■ YOUR TASK ■
Count the lines below that contain the word "components", and report only that number.

■ PROVIDED MATERIAL ■
◆ ◆ ◆ ◆ ◆ ◆ ◆
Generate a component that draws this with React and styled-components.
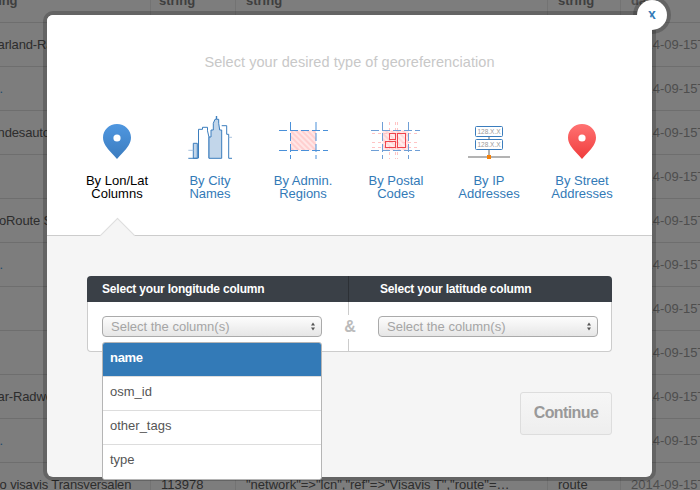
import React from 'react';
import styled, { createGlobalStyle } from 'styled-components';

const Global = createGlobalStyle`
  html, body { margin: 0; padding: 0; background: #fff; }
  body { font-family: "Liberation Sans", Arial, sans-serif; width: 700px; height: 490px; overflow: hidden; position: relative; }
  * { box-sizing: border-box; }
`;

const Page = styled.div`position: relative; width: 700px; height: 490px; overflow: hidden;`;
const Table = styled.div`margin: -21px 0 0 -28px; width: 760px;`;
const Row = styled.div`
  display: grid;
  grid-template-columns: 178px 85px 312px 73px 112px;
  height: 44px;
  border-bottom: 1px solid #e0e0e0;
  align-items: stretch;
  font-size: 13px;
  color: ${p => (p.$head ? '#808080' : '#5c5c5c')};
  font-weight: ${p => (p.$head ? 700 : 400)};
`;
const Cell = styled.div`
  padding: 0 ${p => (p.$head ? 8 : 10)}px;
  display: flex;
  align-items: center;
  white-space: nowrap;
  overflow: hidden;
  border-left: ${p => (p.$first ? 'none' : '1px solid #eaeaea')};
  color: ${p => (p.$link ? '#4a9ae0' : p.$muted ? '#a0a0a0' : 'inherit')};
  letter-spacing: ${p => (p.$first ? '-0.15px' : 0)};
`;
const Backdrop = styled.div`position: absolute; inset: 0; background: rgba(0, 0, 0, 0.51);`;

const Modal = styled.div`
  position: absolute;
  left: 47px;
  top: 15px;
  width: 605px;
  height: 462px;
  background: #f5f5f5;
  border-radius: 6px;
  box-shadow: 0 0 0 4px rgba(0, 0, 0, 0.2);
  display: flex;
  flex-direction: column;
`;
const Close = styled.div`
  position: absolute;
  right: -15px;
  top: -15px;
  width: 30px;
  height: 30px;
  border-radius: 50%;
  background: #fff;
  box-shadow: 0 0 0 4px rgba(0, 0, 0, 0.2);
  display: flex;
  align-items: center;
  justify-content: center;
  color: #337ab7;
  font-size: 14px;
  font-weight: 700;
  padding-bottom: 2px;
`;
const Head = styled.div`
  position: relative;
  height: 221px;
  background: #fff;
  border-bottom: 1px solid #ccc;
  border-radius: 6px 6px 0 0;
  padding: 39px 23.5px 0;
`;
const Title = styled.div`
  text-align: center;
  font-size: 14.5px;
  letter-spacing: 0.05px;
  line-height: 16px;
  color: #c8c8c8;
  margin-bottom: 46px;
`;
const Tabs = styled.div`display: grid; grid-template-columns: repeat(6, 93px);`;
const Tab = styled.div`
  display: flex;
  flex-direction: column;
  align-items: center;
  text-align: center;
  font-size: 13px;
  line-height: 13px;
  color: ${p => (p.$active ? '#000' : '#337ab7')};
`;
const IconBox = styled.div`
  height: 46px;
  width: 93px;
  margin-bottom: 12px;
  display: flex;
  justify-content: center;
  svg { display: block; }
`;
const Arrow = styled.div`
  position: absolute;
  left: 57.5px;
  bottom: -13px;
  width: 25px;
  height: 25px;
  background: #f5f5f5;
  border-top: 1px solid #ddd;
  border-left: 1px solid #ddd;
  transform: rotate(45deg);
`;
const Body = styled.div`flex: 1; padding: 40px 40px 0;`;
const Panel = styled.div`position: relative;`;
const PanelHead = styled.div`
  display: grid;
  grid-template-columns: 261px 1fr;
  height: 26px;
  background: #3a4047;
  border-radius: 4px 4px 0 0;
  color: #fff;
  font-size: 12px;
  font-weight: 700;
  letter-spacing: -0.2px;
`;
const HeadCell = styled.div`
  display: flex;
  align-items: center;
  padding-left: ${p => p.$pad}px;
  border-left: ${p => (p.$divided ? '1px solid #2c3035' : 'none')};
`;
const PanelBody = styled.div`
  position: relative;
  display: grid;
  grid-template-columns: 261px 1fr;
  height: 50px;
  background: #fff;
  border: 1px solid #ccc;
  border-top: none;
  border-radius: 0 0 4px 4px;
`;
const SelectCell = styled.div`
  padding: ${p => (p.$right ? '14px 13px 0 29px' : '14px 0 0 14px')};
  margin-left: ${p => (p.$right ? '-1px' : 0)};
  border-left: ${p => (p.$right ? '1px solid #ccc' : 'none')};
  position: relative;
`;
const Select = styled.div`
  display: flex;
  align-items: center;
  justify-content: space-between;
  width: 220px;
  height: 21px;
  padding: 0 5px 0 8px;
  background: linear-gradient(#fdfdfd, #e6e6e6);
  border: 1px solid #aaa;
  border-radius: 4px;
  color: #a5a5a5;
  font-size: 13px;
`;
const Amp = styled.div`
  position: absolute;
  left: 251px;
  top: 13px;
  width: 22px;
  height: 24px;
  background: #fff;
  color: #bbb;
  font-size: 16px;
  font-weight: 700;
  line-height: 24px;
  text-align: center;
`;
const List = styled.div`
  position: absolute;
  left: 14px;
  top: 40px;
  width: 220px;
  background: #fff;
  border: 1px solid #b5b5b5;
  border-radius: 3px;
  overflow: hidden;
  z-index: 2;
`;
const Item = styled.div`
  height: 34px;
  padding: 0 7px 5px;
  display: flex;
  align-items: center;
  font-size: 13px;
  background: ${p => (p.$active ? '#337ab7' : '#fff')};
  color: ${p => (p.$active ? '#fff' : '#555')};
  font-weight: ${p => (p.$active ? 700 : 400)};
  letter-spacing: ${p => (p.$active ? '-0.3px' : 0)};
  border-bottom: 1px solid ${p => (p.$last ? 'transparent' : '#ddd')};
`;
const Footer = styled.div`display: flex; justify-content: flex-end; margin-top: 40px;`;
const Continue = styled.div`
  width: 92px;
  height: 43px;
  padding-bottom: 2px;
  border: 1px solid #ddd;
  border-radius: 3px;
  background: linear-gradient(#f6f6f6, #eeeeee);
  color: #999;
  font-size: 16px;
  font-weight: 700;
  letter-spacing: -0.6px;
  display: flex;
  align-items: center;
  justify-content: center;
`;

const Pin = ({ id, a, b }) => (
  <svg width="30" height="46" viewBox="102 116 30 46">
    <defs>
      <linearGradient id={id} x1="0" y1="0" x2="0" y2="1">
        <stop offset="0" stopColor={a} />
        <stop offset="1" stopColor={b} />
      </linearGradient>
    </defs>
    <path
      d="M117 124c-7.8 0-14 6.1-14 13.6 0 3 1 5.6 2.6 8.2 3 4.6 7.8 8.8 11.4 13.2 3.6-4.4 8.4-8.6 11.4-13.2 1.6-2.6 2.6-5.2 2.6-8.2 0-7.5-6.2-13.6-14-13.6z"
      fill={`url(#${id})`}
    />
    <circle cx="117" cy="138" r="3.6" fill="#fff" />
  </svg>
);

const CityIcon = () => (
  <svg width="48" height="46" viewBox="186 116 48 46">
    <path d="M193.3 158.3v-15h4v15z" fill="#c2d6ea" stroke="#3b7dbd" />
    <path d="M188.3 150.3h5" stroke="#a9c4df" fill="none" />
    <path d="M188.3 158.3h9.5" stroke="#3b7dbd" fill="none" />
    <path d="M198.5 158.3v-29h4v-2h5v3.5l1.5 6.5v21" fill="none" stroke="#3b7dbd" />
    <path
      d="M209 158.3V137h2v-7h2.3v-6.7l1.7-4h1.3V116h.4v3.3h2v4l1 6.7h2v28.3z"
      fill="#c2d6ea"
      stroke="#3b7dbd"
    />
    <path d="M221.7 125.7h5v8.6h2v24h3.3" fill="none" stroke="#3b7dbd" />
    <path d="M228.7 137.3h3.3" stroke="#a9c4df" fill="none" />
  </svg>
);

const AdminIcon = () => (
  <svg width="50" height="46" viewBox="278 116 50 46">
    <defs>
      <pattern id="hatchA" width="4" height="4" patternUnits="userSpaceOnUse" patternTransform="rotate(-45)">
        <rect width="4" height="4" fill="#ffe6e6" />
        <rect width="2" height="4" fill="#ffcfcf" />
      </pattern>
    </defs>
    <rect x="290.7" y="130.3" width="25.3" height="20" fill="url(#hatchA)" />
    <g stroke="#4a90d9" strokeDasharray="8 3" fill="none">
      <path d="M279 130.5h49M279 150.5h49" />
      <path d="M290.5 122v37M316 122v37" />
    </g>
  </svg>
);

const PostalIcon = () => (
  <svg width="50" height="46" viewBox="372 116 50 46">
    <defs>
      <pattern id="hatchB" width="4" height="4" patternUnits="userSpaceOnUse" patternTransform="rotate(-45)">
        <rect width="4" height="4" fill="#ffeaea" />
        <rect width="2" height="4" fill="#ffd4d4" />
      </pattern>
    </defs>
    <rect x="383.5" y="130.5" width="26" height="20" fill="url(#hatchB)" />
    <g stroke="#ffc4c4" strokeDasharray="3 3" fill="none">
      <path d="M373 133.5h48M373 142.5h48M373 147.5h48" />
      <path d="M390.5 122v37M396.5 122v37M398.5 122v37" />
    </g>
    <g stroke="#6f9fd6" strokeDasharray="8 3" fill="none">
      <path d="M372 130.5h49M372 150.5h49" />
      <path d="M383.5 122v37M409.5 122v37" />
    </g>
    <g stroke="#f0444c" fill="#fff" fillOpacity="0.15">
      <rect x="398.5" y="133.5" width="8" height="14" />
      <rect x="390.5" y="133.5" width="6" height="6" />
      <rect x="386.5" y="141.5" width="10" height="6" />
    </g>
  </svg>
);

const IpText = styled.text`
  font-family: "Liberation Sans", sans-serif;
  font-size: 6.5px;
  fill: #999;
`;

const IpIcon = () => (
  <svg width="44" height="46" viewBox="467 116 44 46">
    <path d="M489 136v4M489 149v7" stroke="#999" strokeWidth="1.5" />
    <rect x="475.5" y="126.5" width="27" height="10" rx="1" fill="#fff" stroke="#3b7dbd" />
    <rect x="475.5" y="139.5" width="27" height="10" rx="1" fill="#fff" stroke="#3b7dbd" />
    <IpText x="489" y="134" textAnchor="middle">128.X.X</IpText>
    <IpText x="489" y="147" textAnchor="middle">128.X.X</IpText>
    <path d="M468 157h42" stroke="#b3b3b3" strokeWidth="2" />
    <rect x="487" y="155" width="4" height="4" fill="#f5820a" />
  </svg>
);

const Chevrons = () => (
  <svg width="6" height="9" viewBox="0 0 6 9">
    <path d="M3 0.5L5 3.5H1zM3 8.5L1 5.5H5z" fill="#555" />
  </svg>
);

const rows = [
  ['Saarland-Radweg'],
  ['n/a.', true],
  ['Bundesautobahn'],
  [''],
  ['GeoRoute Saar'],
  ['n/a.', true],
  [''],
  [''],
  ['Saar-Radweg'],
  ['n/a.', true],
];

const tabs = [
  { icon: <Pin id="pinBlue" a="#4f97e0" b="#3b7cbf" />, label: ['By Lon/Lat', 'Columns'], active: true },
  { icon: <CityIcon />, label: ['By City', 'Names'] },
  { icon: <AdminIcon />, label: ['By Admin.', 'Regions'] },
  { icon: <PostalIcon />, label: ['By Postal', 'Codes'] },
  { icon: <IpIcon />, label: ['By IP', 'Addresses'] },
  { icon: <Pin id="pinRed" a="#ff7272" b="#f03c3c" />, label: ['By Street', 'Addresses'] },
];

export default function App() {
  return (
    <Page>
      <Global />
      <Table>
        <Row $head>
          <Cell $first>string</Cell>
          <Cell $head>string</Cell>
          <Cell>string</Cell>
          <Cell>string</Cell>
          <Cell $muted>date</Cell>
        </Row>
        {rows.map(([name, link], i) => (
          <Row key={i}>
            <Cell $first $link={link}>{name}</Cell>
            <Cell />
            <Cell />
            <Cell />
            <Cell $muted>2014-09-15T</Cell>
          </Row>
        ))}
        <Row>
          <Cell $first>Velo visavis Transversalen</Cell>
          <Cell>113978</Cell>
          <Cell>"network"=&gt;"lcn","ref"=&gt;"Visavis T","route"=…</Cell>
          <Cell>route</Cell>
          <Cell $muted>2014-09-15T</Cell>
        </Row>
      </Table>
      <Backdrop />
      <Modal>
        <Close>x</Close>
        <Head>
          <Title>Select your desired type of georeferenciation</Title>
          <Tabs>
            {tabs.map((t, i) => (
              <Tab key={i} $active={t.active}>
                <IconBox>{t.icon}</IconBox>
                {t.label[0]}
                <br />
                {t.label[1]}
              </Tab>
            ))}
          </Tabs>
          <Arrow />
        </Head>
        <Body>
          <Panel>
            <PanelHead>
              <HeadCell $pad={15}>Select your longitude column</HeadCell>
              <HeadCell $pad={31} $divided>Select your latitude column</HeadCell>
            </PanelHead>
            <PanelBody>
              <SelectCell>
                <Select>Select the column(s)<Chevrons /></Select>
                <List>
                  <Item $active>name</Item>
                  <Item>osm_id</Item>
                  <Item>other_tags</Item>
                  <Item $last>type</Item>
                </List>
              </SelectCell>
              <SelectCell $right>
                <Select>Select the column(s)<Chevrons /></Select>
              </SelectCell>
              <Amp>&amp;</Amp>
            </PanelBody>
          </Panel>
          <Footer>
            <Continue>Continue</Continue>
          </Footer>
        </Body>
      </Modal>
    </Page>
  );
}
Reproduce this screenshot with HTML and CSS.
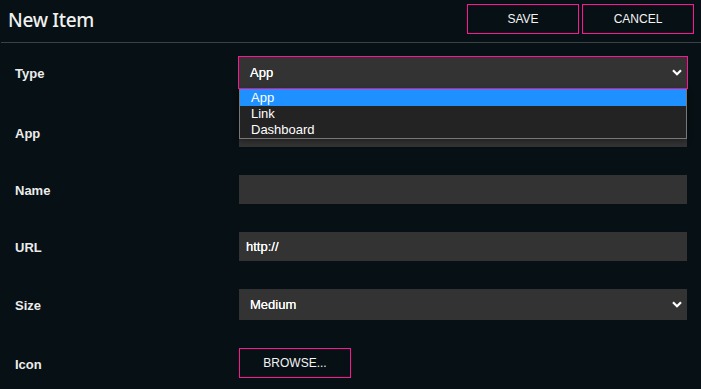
◆ ◆ ◆ ◆ ◆ ◆ ◆
■ ANSWER ■
2